_Supplied material_.
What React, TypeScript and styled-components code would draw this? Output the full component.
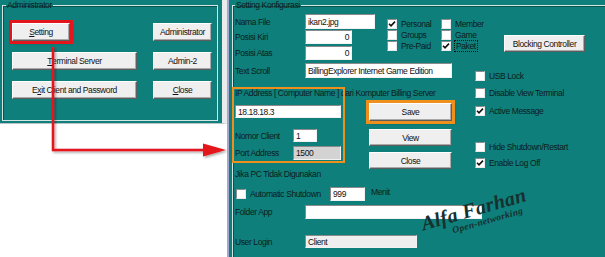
import styled, { createGlobalStyle } from "styled-components";

const TEAL = "#0f7f7c";

const Global = createGlobalStyle`
  html, body { margin: 0; padding: 0; background: #fff; }
  body {
    font-family: "Liberation Sans", Arial, sans-serif;
    font-size: 8.5px;
    letter-spacing: -0.4px;
    color: #111;
  }
`;

const Page = styled.div`
  position: relative;
  width: 605px;
  height: 257px;
  overflow: hidden;
  display: flex;
  background: #fff;
`;

const LeftCol = styled.div`
  width: 227px;
  display: flex;
  flex-direction: column;
  align-items: flex-start;
`;

const AdminWindow = styled.div`
  width: 227px;
  height: 124px;
  box-sizing: border-box;
  background: ${TEAL};
  padding: 0 0 0 2px;
  border-bottom: 1px solid #b9c4c4;
  border-right: 5px solid #e8ecec;
`;

const GroupBox = styled.fieldset<{ $w: number; $h: number; $pad: string }>`
  margin: 0;
  width: ${(p) => p.$w}px;
  height: ${(p) => p.$h}px;
  box-sizing: border-box;
  border: 1px solid #d6e4e3;
  box-shadow: inset 1px 1px 0 #0a5250;
  padding: ${(p) => p.$pad};
  min-width: 0;

  legend {
    padding: 0 1px;
    line-height: 10px;
    color: #0c1c1b;
  }
`;

const AdminGrid = styled.div`
  display: grid;
  grid-template-columns: 125px 59px;
  grid-auto-rows: 18px;
  column-gap: 16px;
  row-gap: 11px;
  margin-left: 6px;
`;

const Btn = styled.div<{ $w?: number; $h?: number }>`
  width: ${(p) => (p.$w ? `${p.$w}px` : "100%")};
  height: ${(p) => p.$h ?? 18}px;
  box-sizing: border-box;
  background: #efefef;
  border: 1px solid;
  border-color: #ffffff #5e5e5e #5e5e5e #ffffff;
  box-shadow: inset -1px -1px 0 #a9a9a9;
  display: flex;
  align-items: center;
  justify-content: center;
  color: #111;
  white-space: nowrap;

  u { text-decoration: underline; text-underline-offset: 1px; }
`;

const Highlight = styled.div<{ $color: string; $w: number }>`
  width: ${(p) => p.$w}px;
  outline: 3px solid ${(p) => p.$color};
  box-shadow: 2px 2px 3px rgba(0, 0, 0, 0.35);
`;

const RightWindow = styled.div`
  position: relative;
  flex: 1;
  background: ${TEAL};
  border-left: 2px solid #a8a6cf;
  padding-left: 3px;
  overflow: hidden;
`;

const Stack = styled.div<{ $w?: number }>`
  display: flex;
  flex-direction: column;
  align-items: flex-start;
  width: ${(p) => (p.$w ? `${p.$w}px` : "auto")};
`;

const Row = styled.div<{ $mt?: number; $h?: number }>`
  display: flex;
  align-items: center;
  margin-top: ${(p) => p.$mt ?? 0}px;
  height: ${(p) => (p.$h ? `${p.$h}px` : "auto")};
  white-space: nowrap;
`;

const Label = styled.span<{ $w?: number }>`
  display: inline-block;
  width: ${(p) => (p.$w ? `${p.$w}px` : "auto")};
  flex-shrink: 0;
  color: #0c1c1b;
`;

const Field = styled.div<{ $w: number; $h?: number; $right?: boolean; $bg?: string }>`
  width: ${(p) => p.$w}px;
  height: ${(p) => p.$h ?? 14}px;
  box-sizing: border-box;
  background: ${(p) => p.$bg ?? "#fff"};
  border: 1px solid;
  border-color: #8a8a8a #f2f2f2 #f2f2f2 #8a8a8a;
  padding: 0 2px;
  display: flex;
  align-items: center;
  justify-content: ${(p) => (p.$right ? "flex-end" : "flex-start")};
  white-space: nowrap;
  overflow: hidden;
  color: #111;
  flex-shrink: 0;
`;

const TopRow = styled.div`
  display: flex;
  align-items: flex-start;
`;

const CheckGrid = styled.div`
  display: grid;
  grid-template-columns: 54px 63px;
  grid-auto-rows: 11px;
  margin-top: 4px;
`;

const CheckItem = styled.div<{ $h?: number; $w?: number }>`
  display: flex;
  align-items: center;
  gap: 4px;
  height: ${(p) => p.$h ?? 11}px;
  width: ${(p) => (p.$w ? `${p.$w}px` : "auto")};
  white-space: nowrap;
  color: #0c1c1b;
`;

const Box = styled.span`
  width: 10px;
  height: 10px;
  box-sizing: border-box;
  background: #fff;
  border: 1px solid;
  border-color: #8d8d8d #e8e8e8 #e8e8e8 #8d8d8d;
  display: inline-flex;
  align-items: center;
  justify-content: center;
  flex-shrink: 0;
`;

const Focus = styled.span`
  outline: 1px dotted #111;
  outline-offset: 0;
  padding: 0 1px;
`;

const Middle = styled.div`
  display: flex;
  align-items: flex-start;
  margin-top: 3px;
`;

const LeftSub = styled.div`
  width: 240px;
  display: flex;
  flex-direction: column;
`;

const IpArea = styled.div`
  display: flex;
  align-items: flex-start;
  margin-top: 9px;
`;

const IpBox = styled.div`
  width: 113px;
  height: 76px;
  margin-left: -3px;
  box-sizing: border-box;
  padding: 1px 0 0 3px;
  outline: 2px solid #f0901c;
  outline-offset: -2px;
  display: flex;
  flex-direction: column;
  align-items: flex-start;
`;

const IpLabel = styled.div`
  line-height: 10px;
  white-space: nowrap;
  color: #0c1c1b;
`;

const ButtonCol = styled.div`
  display: flex;
  flex-direction: column;
  align-items: flex-start;
  margin-left: 24px;
  margin-top: 16px;
`;

const RightChecks = styled.div<{ $gaps: number[] }>`
  display: flex;
  flex-direction: column;
  padding-top: ${(p) => p.$gaps[0]}px;
  ${(p) => p.$gaps.slice(1).map((g, i) => `& > :nth-child(${i + 2}) { margin-top: ${g}px; }`).join("\n")}
`;

const Watermark = styled.div`
  position: absolute;
  left: 198px;
  top: 213px;
  transform: rotate(-16deg);
  transform-origin: left bottom;
  color: #16302f;
  pointer-events: none;
  letter-spacing: 0;
`;

const WmName = styled.div`
  font-family: "Liberation Serif", "DejaVu Serif", serif;
  font-style: italic;
  font-weight: bold;
  font-size: 20px;
  line-height: 20px;
  letter-spacing: 0.4px;
`;

const WmSub = styled.div`
  font-family: "Liberation Serif", "DejaVu Serif", serif;
  font-style: italic;
  font-weight: bold;
  font-size: 9.5px;
  line-height: 10px;
  margin-left: 28px;
  letter-spacing: 0.3px;
`;

const ArrowLayer = styled.svg`
  position: absolute;
  left: 0;
  top: 0;
  pointer-events: none;
`;

function Check({ on }: { on?: boolean }) {
  return (
    <Box>
      {on && (
        <svg width="8" height="8" viewBox="0 0 8 8">
          <path d="M1 3.8 L3 5.8 L7 1.6" stroke="#111" strokeWidth="1.6" fill="none" />
        </svg>
      )}
    </Box>
  );
}

function CheckLine({ label, on, h, w, focus }: { label: string; on?: boolean; h?: number; w?: number; focus?: boolean }) {
  return (
    <CheckItem $h={h} $w={w}>
      <Check on={on} />
      {focus ? <Focus>{label}</Focus> : <span>{label}</span>}
    </CheckItem>
  );
}

export default function App() {
  return (
    <Page>
      <Global />
      <LeftCol>
        <AdminWindow>
          <GroupBox $w={216} $h={121} $pad="13px 3px 0 3px">
            <legend>Administrator</legend>
            <AdminGrid>
              <Highlight $color="#e3161d" $w={58}>
                <Btn><u>S</u>etting</Btn>
              </Highlight>
              <Btn>Administrator</Btn>
              <Btn><u>T</u>erminal Server</Btn>
              <Btn>Admin-2</Btn>
              <Btn>E<u>x</u>it Client and Password</Btn>
              <Btn><u>C</u>lose</Btn>
            </AdminGrid>
          </GroupBox>
        </AdminWindow>
      </LeftCol>

      <RightWindow>
        <GroupBox $w={420} $h={280} $pad="4px 0 0 2px">
          <legend>Setting Konfigurasi</legend>
          <Stack>
            <TopRow>
              <Stack $w={152}>
                <Row $h={15}>
                  <Label $w={70}>Nama File</Label>
                  <Field $w={70} $h={15}>ikan2.jpg</Field>
                </Row>
                <Row $h={14} $mt={1}>
                  <Label $w={70}>Posisi Kiri</Label>
                  <Field $w={47} $right>0</Field>
                </Row>
                <Row $h={14} $mt={2}>
                  <Label $w={70}>Posisi Atas</Label>
                  <Field $w={47} $right>0</Field>
                </Row>
              </Stack>
              <CheckGrid>
                <CheckLine label="Personal" on />
                <CheckLine label="Member" />
                <CheckLine label="Groups" />
                <CheckLine label="Game" />
                <CheckLine label="Pre-Paid" />
                <CheckLine label="Paket" on focus />
              </CheckGrid>
              <Btn $w={81} $h={17} style={{ marginTop: 21 }}>Blocking Controller</Btn>
            </TopRow>

            <Middle>
              <LeftSub>
                <Row $h={15}>
                  <Label $w={70}>Text Scroll</Label>
                  <Field $w={147} $h={15}>BillingExplorer Internet Game Edition</Field>
                </Row>
                <IpArea>
                  <IpBox>
                    <IpLabel>IP Address [ Computer Name ] dari Komputer Billing Server</IpLabel>
                    <Field $w={106} $h={13} style={{ marginTop: 7 }}>18.18.18.3</Field>
                    <Row $h={13} $mt={11}>
                      <Label $w={58}>Nomor Client</Label>
                      <Field $w={24} $h={13}>1</Field>
                    </Row>
                    <Row $h={14} $mt={4}>
                      <Label $w={58}>Port Address</Label>
                      <Field $w={48} $bg="#d3d3d3">1500</Field>
                    </Row>
                  </IpBox>
                  <ButtonCol>
                    <Highlight $color="#f0901c" $w={83}>
                      <Btn>Save</Btn>
                    </Highlight>
                    <Btn $w={83} $h={17} style={{ marginTop: 8 }}>View</Btn>
                    <Btn $w={83} $h={17} style={{ marginTop: 6 }}>Close</Btn>
                  </ButtonCol>
                </IpArea>
              </LeftSub>
              <RightChecks $gaps={[7, 5, 6, 24, 4]}>
                <CheckLine label="USB Lock" h={12} />
                <CheckLine label="Disable View Terminal" h={12} />
                <CheckLine label="Active Message" on h={12} />
                <CheckLine label="Hide Shutdown/Restart" h={12} />
                <CheckLine label="Enable Log Off" on h={12} />
              </RightChecks>
            </Middle>

            <Row $h={10}>
              <Label>Jika PC Tidak Digunakan</Label>
            </Row>
            <Row $h={14} $mt={8}>
              <Label $w={94} style={{ paddingLeft: 1 }}>
                <CheckLine label="Automatic Shutdown" h={14} />
              </Label>
              <Field $w={35}>999</Field>
              <Label style={{ marginLeft: 6, marginTop: -4 }}>Menit</Label>
            </Row>
            <Row $h={14} $mt={4}>
              <Label $w={70}>Folder App</Label>
              <Field $w={177}></Field>
            </Row>
            <Row $h={13} $mt={16}>
              <Label $w={70}>User Login</Label>
              <Field $w={112} $h={13} $bg="#efefef">Client</Field>
            </Row>
          </Stack>
        </GroupBox>
        <Watermark>
          <WmName>Alfa Farhan</WmName>
          <WmSub>Open-networking</WmSub>
        </Watermark>
      </RightWindow>

      <ArrowLayer width="240" height="170" viewBox="0 0 240 170">
        <defs>
          <filter id="sh" x="-10%" y="-10%" width="130%" height="130%">
            <feDropShadow dx="1.5" dy="1.5" stdDeviation="1" floodColor="#000" floodOpacity="0.35" />
          </filter>
        </defs>
        <g filter="url(#sh)">
          <path d="M53 47 V150 H208" stroke="#e3161d" strokeWidth="2.5" fill="none" />
          <polygon points="203,143.5 226,150 203,156.5" fill="#e3161d" />
        </g>
      </ArrowLayer>
    </Page>
  );
}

_Aim of the task_. Give only the number of lines in the material above where the string "components" appears.

_Correct result_. 2